I decided this year I would outsource the birthday cake for today’s superhero bowling party for 5 year old Dude.
I should explain that I have a big imagination and like to revisit my own childhood whenever I can so I always start with grand plans for my kids’ parties. Then I have a much needed reality check about what I can actually execute and start outsourcing faster than you can say AMF Bowling.
Back to the cake. When I say “outsource” I don’t mean recruit a fancy cake decorator and pay a shedload of money for an absolute masterpiece. I mean I would pop to Woollies and buy a pre-prepared spiderman cake, complete with a gazillion different shades of food colouring and preservatives, and be done with it. For weeks I have TOTALLY OK with that plan.
But this morning it came. The mother guilt.
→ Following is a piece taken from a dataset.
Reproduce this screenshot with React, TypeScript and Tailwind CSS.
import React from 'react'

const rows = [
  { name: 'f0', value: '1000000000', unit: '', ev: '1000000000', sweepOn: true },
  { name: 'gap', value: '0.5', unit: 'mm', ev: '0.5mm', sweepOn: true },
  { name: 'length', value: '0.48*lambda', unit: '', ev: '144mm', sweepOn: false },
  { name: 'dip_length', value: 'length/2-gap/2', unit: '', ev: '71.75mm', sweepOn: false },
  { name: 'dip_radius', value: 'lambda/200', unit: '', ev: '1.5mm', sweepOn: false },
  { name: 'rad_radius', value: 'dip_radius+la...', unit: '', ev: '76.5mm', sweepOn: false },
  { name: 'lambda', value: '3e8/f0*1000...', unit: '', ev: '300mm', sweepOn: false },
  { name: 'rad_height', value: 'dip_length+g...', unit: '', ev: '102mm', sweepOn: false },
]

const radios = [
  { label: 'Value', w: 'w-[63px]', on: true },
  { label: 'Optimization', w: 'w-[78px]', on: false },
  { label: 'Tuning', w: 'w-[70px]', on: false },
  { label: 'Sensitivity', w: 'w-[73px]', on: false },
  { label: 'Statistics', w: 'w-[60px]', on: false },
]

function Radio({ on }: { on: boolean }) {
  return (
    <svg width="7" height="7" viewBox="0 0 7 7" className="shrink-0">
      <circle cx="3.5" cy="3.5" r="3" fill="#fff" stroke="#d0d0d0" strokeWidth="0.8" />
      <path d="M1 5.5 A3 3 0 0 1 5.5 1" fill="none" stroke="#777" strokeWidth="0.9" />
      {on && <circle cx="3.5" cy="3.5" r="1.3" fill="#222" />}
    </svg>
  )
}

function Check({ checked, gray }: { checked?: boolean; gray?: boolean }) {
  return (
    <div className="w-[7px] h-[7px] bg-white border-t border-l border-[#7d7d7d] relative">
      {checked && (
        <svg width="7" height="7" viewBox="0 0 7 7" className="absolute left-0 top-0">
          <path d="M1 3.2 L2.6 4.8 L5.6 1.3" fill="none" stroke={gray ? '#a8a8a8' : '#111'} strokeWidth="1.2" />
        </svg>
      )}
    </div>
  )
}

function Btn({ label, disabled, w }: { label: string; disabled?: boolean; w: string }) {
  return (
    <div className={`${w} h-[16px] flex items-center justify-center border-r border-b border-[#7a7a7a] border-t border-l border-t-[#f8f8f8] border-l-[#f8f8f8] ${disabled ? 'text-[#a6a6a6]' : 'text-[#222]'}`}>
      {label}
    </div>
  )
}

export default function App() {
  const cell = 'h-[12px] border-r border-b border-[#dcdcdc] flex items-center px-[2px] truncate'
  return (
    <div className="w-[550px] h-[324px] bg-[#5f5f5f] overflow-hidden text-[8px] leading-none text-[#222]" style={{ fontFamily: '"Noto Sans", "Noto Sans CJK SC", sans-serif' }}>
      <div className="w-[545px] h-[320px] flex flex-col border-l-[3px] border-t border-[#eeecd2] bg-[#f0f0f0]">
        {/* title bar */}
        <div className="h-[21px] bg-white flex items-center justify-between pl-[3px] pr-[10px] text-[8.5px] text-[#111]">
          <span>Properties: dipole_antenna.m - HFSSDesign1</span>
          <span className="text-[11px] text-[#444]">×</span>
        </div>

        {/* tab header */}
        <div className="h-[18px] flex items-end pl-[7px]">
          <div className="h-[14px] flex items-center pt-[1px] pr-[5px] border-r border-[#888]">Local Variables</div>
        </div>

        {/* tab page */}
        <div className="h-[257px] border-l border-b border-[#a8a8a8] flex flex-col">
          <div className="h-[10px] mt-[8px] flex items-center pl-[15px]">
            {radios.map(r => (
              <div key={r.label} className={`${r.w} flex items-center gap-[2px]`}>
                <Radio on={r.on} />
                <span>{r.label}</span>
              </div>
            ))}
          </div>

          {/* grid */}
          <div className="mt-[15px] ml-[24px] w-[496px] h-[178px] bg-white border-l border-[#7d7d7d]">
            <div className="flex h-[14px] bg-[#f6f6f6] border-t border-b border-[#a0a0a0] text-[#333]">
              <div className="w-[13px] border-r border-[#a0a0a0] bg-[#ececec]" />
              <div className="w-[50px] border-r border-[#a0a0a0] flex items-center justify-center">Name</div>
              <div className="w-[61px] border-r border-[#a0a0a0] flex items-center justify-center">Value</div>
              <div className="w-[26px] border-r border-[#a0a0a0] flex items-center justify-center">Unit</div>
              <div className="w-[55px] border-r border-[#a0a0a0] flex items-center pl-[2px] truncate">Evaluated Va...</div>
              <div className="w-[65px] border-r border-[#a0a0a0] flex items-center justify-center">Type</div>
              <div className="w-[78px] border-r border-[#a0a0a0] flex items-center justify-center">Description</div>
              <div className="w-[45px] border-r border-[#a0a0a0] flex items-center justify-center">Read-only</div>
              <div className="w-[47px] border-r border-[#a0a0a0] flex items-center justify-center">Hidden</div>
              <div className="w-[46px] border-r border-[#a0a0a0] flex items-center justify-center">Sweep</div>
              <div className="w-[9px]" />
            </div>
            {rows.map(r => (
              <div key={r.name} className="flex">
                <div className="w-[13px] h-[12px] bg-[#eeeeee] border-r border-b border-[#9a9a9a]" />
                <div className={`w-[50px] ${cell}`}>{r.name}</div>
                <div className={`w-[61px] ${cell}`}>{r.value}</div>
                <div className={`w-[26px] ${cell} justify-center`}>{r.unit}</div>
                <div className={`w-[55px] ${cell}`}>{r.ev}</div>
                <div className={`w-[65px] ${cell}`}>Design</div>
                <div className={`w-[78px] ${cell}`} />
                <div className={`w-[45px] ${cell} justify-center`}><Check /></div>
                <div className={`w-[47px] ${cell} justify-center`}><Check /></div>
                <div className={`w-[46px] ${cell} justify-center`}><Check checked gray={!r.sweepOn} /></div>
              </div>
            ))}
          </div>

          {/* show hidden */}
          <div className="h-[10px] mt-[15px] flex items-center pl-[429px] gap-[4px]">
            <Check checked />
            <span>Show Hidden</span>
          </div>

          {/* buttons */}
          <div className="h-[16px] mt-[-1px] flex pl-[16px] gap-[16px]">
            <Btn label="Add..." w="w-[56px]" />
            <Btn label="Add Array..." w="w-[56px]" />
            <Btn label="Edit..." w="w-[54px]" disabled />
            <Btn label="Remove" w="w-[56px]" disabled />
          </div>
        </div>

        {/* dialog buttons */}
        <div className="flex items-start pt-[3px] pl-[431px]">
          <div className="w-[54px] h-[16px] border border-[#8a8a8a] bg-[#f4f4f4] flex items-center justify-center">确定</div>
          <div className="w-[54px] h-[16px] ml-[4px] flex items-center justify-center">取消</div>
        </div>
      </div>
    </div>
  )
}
I decided that since I had outsourced pretty much everything else by opting for a bowling party, leaving the fate of our celebration in the hands of an awkward 16 year old student called Paris, the least I could do is make a cake. Now, again, when I say “make” I mean decorate. Not make from scratch in a Donna Hay frenzy.
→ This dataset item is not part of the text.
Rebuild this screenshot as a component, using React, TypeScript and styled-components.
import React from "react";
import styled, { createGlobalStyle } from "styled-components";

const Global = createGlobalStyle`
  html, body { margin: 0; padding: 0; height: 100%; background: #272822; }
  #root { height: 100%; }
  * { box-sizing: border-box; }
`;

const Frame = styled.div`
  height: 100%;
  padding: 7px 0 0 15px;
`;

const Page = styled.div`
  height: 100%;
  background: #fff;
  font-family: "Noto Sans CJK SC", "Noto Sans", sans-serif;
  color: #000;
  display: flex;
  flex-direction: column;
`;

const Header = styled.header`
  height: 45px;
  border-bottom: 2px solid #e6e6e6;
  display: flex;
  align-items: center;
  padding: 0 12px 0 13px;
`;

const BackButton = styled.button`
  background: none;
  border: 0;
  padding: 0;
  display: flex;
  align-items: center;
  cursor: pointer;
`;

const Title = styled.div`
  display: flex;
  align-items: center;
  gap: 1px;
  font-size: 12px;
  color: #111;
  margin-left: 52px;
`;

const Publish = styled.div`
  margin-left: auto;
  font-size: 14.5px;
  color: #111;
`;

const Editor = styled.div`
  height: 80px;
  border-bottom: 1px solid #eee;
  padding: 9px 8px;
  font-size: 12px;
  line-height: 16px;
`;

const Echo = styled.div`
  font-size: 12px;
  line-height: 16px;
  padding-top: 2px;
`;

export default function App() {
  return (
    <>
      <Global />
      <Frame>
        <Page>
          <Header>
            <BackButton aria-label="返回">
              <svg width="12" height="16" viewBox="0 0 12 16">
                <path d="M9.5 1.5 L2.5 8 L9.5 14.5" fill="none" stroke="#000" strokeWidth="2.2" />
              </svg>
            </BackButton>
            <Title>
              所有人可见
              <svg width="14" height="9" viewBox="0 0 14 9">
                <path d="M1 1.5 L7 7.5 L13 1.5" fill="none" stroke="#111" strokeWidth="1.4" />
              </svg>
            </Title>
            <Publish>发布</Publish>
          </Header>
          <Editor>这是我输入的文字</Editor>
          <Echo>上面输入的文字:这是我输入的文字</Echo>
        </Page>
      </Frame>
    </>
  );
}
So at 7.30am with a heavy dose of mother guilt on my shoulders, I raced to the local supermarket, stocked up on a few key ingredients and whizzed home to gather my little team to prepare the Superhero cake of our dreams (well, kinda).

And here is the result.

I promise if you stand back, squint, and imagine you are five years old, it looks a bit like a superman emblem with an R in the middle.
Good or bad, my 5 year old superhero thinks it is truly fabulous so I’m calling it. It’s a winner.